Pac-Man, the little yellow round
ball with the big mouth, is turning 20.
Send bright dots and fruit and
a power pellet or two.
To celebrate the anniversary,
the Japan-based company Namco Hometek has turned loose "Pac Man World."
More than two years in the making, the new home video game for Sony's PlayStation
takes Pac-Man out of his traditional maze and into a 3-D world. This
Pac-Man has a face, arms and legs, and can run, jump, shoot, climb, swim
and "butt-bounce," all the better to save his friends and family from a
new villain, Toc-Man.
The new game also can be played
in two other formats to suit traditional tastes. One has the game's
bad guys, the tireless ghosts Binky, Inky, Pinky and Clyde, chasing Pac-Man
around a maze that, with new technology, is 3-D. The other looks
and plays just like the original.
"In the past we hid an arcade
version of Pac-Man in some of our Genesis and Super Nintendo game codes,
and we still get calls every single day asking how to open up the secret
mode and play (Pac-Man)," said Mike Fischer, marketing director at Namco
Hometek. "This time we decided to give true Pac-Man fans the original
classic right up front."
Pac-Man wasn't the first video
game, but "he was the world's first video game character," in Fischer's
opinion. "Even though he was just a little puck going 'waka waka
waka,' he was imbued with a personality and people could relate to him."
Indeed Pac-Man stood out from
other early '80s games such as "Space Invaders," "Asteroids," "Missile
Command," "Sinistar," "Defender" and "Astro Fighter." You didn't
just zap something and see it disappear with a metallic-sounding fizz;
you were the Pac-Man, and you ran around a maze filled with dots of light
and two servings of fruit. If one of four ghosts caught you before
you ate all the dots, that would be the end of you.
Adults, teens, kids, even the
hard-to-reach female audience took to it. Games found their way into
restaurants fast-food joints across the country.
It all helped Pac-Man and it's
spinoff, Ms. Pac-Man, stick around the longest, make the most money and
leave the biggest impact on a still-young gaming industry. Consider:
•Pac-Man has swallowed more than $1 billion in quarters,
which means it has been played more than 10 million times.

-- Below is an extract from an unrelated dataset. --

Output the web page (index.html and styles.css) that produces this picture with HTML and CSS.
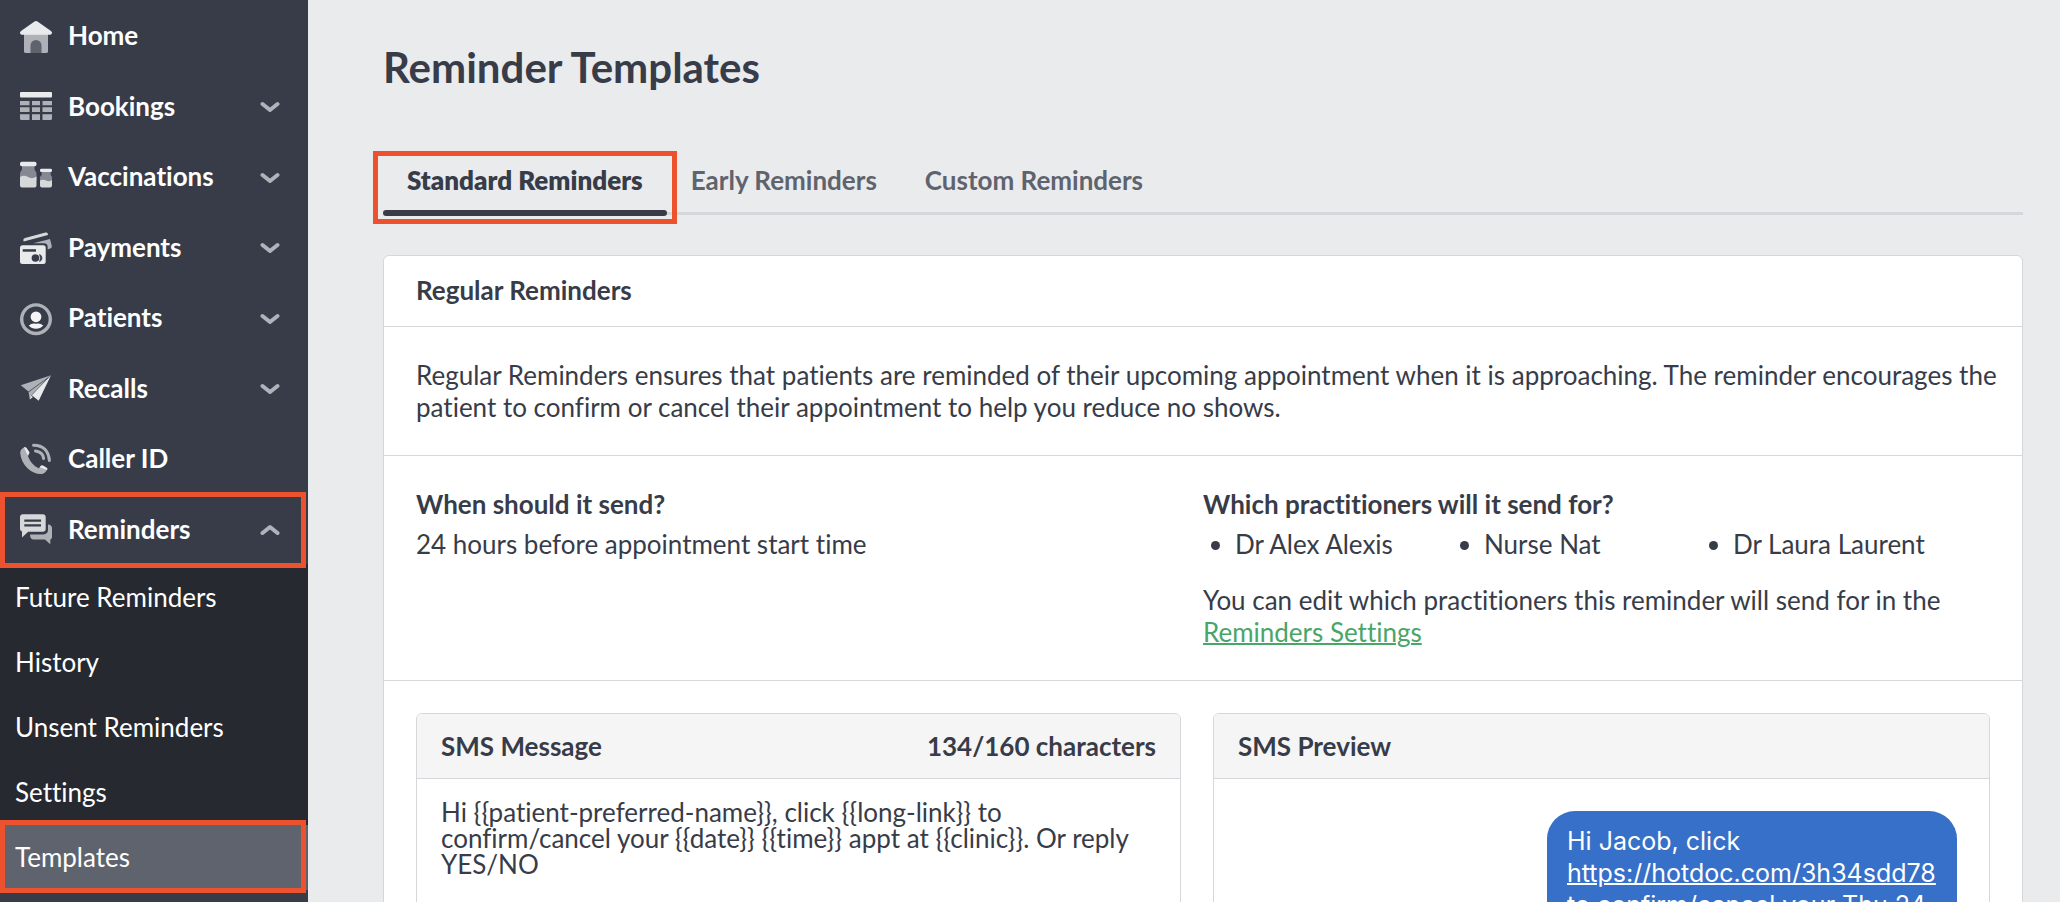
FILE: index.html
```html
<!DOCTYPE html>
<html lang="en">
<head>
<meta charset="utf-8">
<meta name="viewport" content="width=device-width, initial-scale=1">
<title>Reminder Templates</title>
<link rel="stylesheet" href="styles.css">
</head>
<body>
<svg width="0" height="0" class="defs" aria-hidden="true">
  <symbol id="chevron" viewBox="0 0 20 12"><path d="M2.5 3 L10 9 L17.5 3" fill="none" stroke="#b0b3ba" stroke-width="4" stroke-linecap="round" stroke-linejoin="round"/></symbol>
</svg>
<div class="app">
  <aside class="sidebar">
    <nav aria-label="Main">
      <div class="menu">
        <a class="menu-item" href="#">
          <svg class="icon" viewBox="0 0 32 36" aria-hidden="true"><path d="M4 17h24v17.600q0 1.400-1.400 1.400h-21.200q-1.400 0-1.400-1.400z" fill="#afb1b8"/><path d="M10.500 36v-7.500a5.500 5.500 0 0 1 11 0v7.500z" fill="#5f636e"/><path d="M14.500 4.600q1.500-1 3 0L31 14q1.800 1.500.6 3-.4.700-1.600.7H2q-1.200 0-1.600-.7-1.200-1.500.6-3z" fill="#e9eaec"/></svg>
          <span>Home</span>
        </a>
        <button class="menu-item" type="button">
          <svg class="icon" viewBox="0 0 32 36" aria-hidden="true"><rect y="4" width="32" height="5.500" rx="1" fill="#e9eceb"/><path d="M0 13h9.500v4.200H0zM12 13h8v4.200h-8zM22.500 13H32v4.200h-9.500zM0 19.300h9.500V24H0zM12 19.300h8V24h-8zM22.500 19.300H32V24h-9.500zM0 26.300h9.500V32H1.500Q0 32 0 30.500zM12 26.300h8V32h-8zM22.500 26.300H32v4.200q0 1.500-1.500 1.500h-8z" fill="#afb1b8"/></svg>
          <span>Bookings</span><svg class="chevron" aria-hidden="true"><use href="#chevron"/></svg>
        </button>
        <button class="menu-item" type="button">
          <svg class="icon" viewBox="0 0 32 36" aria-hidden="true"><path d="M2 7h12.500v4q0 1 .8 1.800 1.200 1.400 1.200 3V22H0v-6q0-1.800 1.200-3.200Q2 12 2 11zM21.700 13h9v4q1.300 1 1.300 2.500V25H20v-5.500q0-1.500 1.700-2.500z" fill="#868993"/><path d="M0 19q4-2.500 8 0t8.500-.5V27.500q0 2-2 2H2q-2 0-2-2zM20 22.500q3-1.700 6 0t6-.5V27.500q0 2-2 2h-8q-2 0-2-2z" fill="#d7d8da"/><rect y="3.800" width="16.500" height="4.400" rx="1.800" fill="#e9eaec"/><rect x="20" y="10.800" width="12" height="3.300" rx="1.400" fill="#e9eaec"/></svg>
          <span>Vaccinations</span><svg class="chevron" aria-hidden="true"><use href="#chevron"/></svg>
        </button>
        <button class="menu-item" type="button">
          <svg class="icon" viewBox="0 0 32 36" aria-hidden="true"><path d="M3.300 11q0-1.700 1.700-2.100L25.500 3.500q1.700-.4 2.200 1l.3 1.500L3.700 12.400z" fill="#d7d8da"/><path d="M13.300 14.200L30 9.900l1.800 7q.2 1.600-1.200 2.300l-2.900 1.200V18q0-3.600-3.700-3.700z" fill="#afb1b8"/><rect y="16.200" width="25.700" height="18.700" rx="2.500" fill="#e9eaec"/><rect x="2.700" y="20.200" width="13.300" height="2.500" fill="#373c48"/><circle cx="15.400" cy="29" r="3.800" fill="#373c48"/><path d="M19.600 25.600a3.700 3.700 0 0 1 0 6.900q1.700-3.400 0-6.900z" fill="#373c48" stroke="#373c48" stroke-width=".8"/></svg>
          <span>Payments</span><svg class="chevron" aria-hidden="true"><use href="#chevron"/></svg>
        </button>
        <button class="menu-item" type="button">
          <svg class="icon" viewBox="0 0 32 36" aria-hidden="true"><circle cx="16" cy="20.200" r="14.300" fill="none" stroke="#afb1b8" stroke-width="3.400"/><circle cx="16" cy="17.800" r="5.400" fill="#f4f4f5"/><path d="M8.800 26.400Q12 23.800 16 24.800q4-1 7.200 1.600-2.800 3.300-7.200 3.300t-7.200-3.300z" fill="#f4f4f5"/></svg>
          <span>Patients</span><svg class="chevron" aria-hidden="true"><use href="#chevron"/></svg>
        </button>
        <button class="menu-item" type="button">
          <svg class="icon" viewBox="0 0 32 36" aria-hidden="true"><path d="M.7 15.200L31 5.200 8.500 21.500z" fill="#afb1b8"/><path d="M8.600 22.200L27 8.800 12 24.500 9.800 29.500z" fill="#afb1b8"/><path d="M31 5.200L11.800 25.300l6.900 5.400zM9.800 29.500l1-3.700 2.200 1.300z" fill="#e9eaec"/></svg>
          <span>Recalls</span><svg class="chevron" aria-hidden="true"><use href="#chevron"/></svg>
        </button>
        <a class="menu-item" href="#">
          <svg class="icon" viewBox="0 0 32 36" aria-hidden="true"><path d="M4.200 7.300Q0 9.500.2 13q.8 9 7.300 15.200t14.700 5.700q3.800-.6 5-4.800L20.500 27l-2 1.300Q11 24.500 8 16.200l1.200-2.700z" fill="#afb1b8"/><path d="M4 7.300q1.200-.8 2.400.5l2.800 4q.8 1.300-.3 2.300l-1.500 1zM19.500 27.200l1.300-1.500q1-.9 2.200-.1l3.800 2.200q1.200 1 .4 2.200z" fill="#e9eaec"/><path d="M13.600 5.200Q28 5.400 29.400 20.500" fill="none" stroke="#afb1b8" stroke-width="3" stroke-linecap="round"/><path d="M15.500 11Q23 12 23.600 18.500" fill="none" stroke="#afb1b8" stroke-width="3" stroke-linecap="round"/></svg>
          <span>Caller ID</span>
        </a>
        <button class="menu-item highlight-host" type="button" aria-expanded="true">
          <svg class="icon" viewBox="0 0 32 36" aria-hidden="true"><path d="M10 23.400h13.500q4.500-.4 4.500-5v-5q4 .3 4 4V26q0 2.200-1.700 2.600v4.600L25 28.600H13.500q-3.300-.2-3.500-5.200z" fill="#afb1b8"/><path d="M3 3.200h19.700q3 0 3 3v11.500q0 3-3 3H8.200L2 26.500v-6Q0 20 0 17.700V6.200q0-3 3-3z" fill="#d7d8da"/><path d="M4.300 8.500H21v2.300H4.300zM4.300 13.200H21v2.300H4.300z" fill="#373c48"/></svg>
          <span>Reminders</span><svg class="chevron chevron-up" aria-hidden="true"><use href="#chevron"/></svg>
        </button>
      </div>
      <div class="submenu">
        <a href="#">Future Reminders</a>
        <a href="#">History</a>
        <a href="#">Unsent Reminders</a>
        <a href="#">Settings</a>
        <a class="current highlight-host" href="#" aria-current="page">Templates</a>
      </div>
    </nav>
  </aside>
  <main class="main">
    <h1>Reminder Templates</h1>
    <div class="tabs" role="tablist">
      <button class="tab active" type="button" role="tab" aria-selected="true">Standard Reminders</button>
      <button class="tab" type="button" role="tab" aria-selected="false">Early Reminders</button>
      <button class="tab" type="button" role="tab" aria-selected="false">Custom Reminders</button>
    </div>
    <section class="card">
      <h2 class="card-title">Regular Reminders</h2>
      <p class="card-row intro">Regular Reminders ensures that patients are reminded of their upcoming appointment when it is approaching. The reminder encourages the patient to confirm or cancel their appointment to help you reduce no shows.</p>
      <div class="card-row details">
        <div>
          <h3>When should it send?</h3>
          <p>24 hours before appointment start time</p>
        </div>
        <div>
          <h3>Which practitioners will it send for?</h3>
          <ul class="practitioners">
            <li>Dr Alex Alexis</li>
            <li>Nurse Nat</li>
            <li>Dr Laura Laurent</li>
          </ul>
          <p>You can edit which practitioners this reminder will send for in the <a class="link" href="#">Reminders Settings</a></p>
        </div>
      </div>
      <div class="card-row messages">
        <div class="panel">
          <div class="panel-head"><label for="sms">SMS Message</label><span>134/160 characters</span></div>
          <textarea id="sms" rows="6">Hi {{patient-preferred-name}}, click {{long-link}} to confirm/cancel your {{date}} {{time}} appt at {{clinic}}. Or reply YES/NO</textarea>
        </div>
        <div class="panel">
          <div class="panel-head"><h3>SMS Preview</h3></div>
          <div class="preview">
            <p class="bubble">Hi Jacob, click <a href="#">https://hotdoc.com/3h34sdd78</a> to confirm/cancel your Thu 24</p>
          </div>
        </div>
      </div>
    </section>
  </main>
</div>
</body>
</html>
```
FILE: styles.css
```css
* { box-sizing: border-box; }

:root {
  --ink: #373c48;
  --line: #d5d7da;
  --mark: #ec522d;
}

body {
  margin: 0;
  background: #e9ebed;
  color: var(--ink);
  font: 400 26px/32px Lato, "Liberation Sans", sans-serif;
  font-variant-ligatures: no-common-ligatures;
}

h1, h2, h3, p, ul { margin: 0; padding: 0; }
h2, h3 { font-size: 26px; font-weight: 700; }
button, textarea {
  margin: 0;
  border: 0;
  background: none;
  color: inherit;
  font: inherit;
  font-variant-ligatures: no-common-ligatures;
}

.defs { position: absolute; }

.app {
  display: flex;
  height: 100vh;
  overflow: hidden;
}

/* Sidebar */
.sidebar {
  flex: 0 0 308px;
  background: var(--ink);
  color: #fff;
}

.menu {
  display: grid;
  grid-auto-rows: 1fr;
  height: 564px;
}

.menu-item {
  display: flex;
  align-items: center;
  gap: 16px;
  width: 100%;
  padding: 0 28px 0 20px;
  color: #fff;
  font-weight: 700;
  text-align: left;
  text-decoration: none;
}

.icon { width: 32px; height: 36px; overflow: visible; }
.chevron { width: 20px; height: 12px; margin-left: auto; }
.menu-item .chevron { margin-top: 3px; }
.chevron-up { transform: rotate(180deg); }

.submenu {
  padding-top: 1px;
  background: linear-gradient(#262930, #262930) 0 0 / 100% calc(100% - 1px) no-repeat;
}

.submenu a {
  display: block;
  padding: 16px 15px 17px;
  color: #fff;
  text-decoration: none;
}

.submenu .current { background: #5f636e; }

/* Marker frames drawn over the highlighted items */
.highlight-host, .tab.active { position: relative; }

.highlight-host::after, .tab.active::before {
  content: "";
  position: absolute;
  inset: -5px 2px -3px 0;
  border: 5px solid var(--mark);
  pointer-events: none;
}

.menu .highlight-host::after { inset: -2px 2px -4px 0; }
.tab.active::before { inset: -6px -10px -8px; }

/* Main */
.main {
  flex: 1;
  min-width: 0;
  padding: 41px 37px 0 75px;
}

h1 {
  font-size: 42px;
  line-height: 52px;
  font-weight: 700;
}

.tabs {
  display: flex;
  height: 59px;
  margin-top: 64px;
  background: linear-gradient(var(--line), var(--line)) 0 55px / 100% 3px no-repeat;
}

.tab {
  padding: 0 24px 14px;
  color: #5f636e;
  font-weight: 700;
}

.tab.active { color: var(--ink); font-weight: 800; }

.tab.active::after {
  content: "";
  position: absolute;
  inset: auto 0 0;
  height: 6px;
  border-radius: 3px;
  background: var(--ink);
}

.card {
  margin-top: 39px;
  border: 1px solid var(--line);
  border-radius: 6px;
  background: #fff;
}

.card-title { padding: 18px 32px 20px; }

.card-row {
  padding: 32px;
  border-top: 1px solid var(--line);
}

.intro { padding-right: 16px; }

.details {
  display: grid;
  grid-template-columns: 1fr 1fr;
}

.details h3 { margin-bottom: 8px; }

.practitioners {
  display: grid;
  grid-template-columns: repeat(3, 1fr);
  margin-bottom: 24px;
  padding-right: 40px;
}

.practitioners li { margin-left: 32px; }

.link { color: #49a568; }
.link, .bubble a { text-decoration-thickness: 2px; }

.messages {
  display: grid;
  grid-template-columns: 765fr 777fr;
  gap: 32px;
}

.panel {
  border: 1px solid var(--line);
  border-radius: 6px;
  overflow: hidden;
}

.panel-head {
  display: flex;
  justify-content: space-between;
  padding: 16px 24px;
  border-bottom: 1px solid var(--line);
  background: #f5f5f5;
  font-weight: 700;
}

textarea {
  display: block;
  width: 100%;
  padding: 20px 24px;
  line-height: 26px;
  resize: none;
  outline: 0;
}

.preview {
  display: flex;
  justify-content: flex-end;
  padding: 32px;
}

.bubble {
  width: 410px;
  padding: 14px 12px 14px 20px;
  border-radius: 28px;
  background: #3670c8;
  color: #fff;
  font-family: Inter, "Liberation Sans", sans-serif;
  font-size: 25px;
}

.bubble a { color: #fff; }
```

•The Pac-Man image has been licensed for 430 products,
including toilet seats and a hot rod.
•The name has been co-opted by big business (the "Pac-Man
Defense" is when a company tries to swallow up another company attempting
a hostile take-over) and boating industry (a 1999 model boat with a big
mough that opens and closes has been named the pac-man).
•People still play it. In July Florida resident
Billy Mitchell achieved what is thought to be the first perfect score on
a Pac-Man. Mitchell guided on Pac-Man through 256 boards and grabbed
every fruit and ghost for a total of 3,333,360 points. It took his
six hours.
•There are entire Webrings of players devoted to the
game. One site, The First Church of Pac-Man at www.geocities.com/SoHo/Lofts/8112/pac.htm,
has had 60,000 hits in its two years on line. Tim Crist, 24, of Liverpool,N.Y.,
said he started playing it around age 5 in the early '80s. He remembers
why it appealed to him:
"In a game market saturated
with spaceship shoo-'em'up games, this was a nonviolent eating game with
a strange-looking character whose only weapon was his appetite," Crist
said.
Some people spent time considering
Pac-Man's metaphorical meaning. In May of 1982, Ellen Goodman of
the Bostom Glove wrote about wanting to "save her man" from tormenting
ghosts.
"Maybe it was his cute round
shape. . . his oral fixation . . . maybe it was because he seemed so easy
to manipulate."
But she concluded that
"he had all the fatal charm, the promising allure of a sadistic lover.
He was like all the tree-dimensional people you know who lead their lives
by microchip. They're programmed to get you in the end."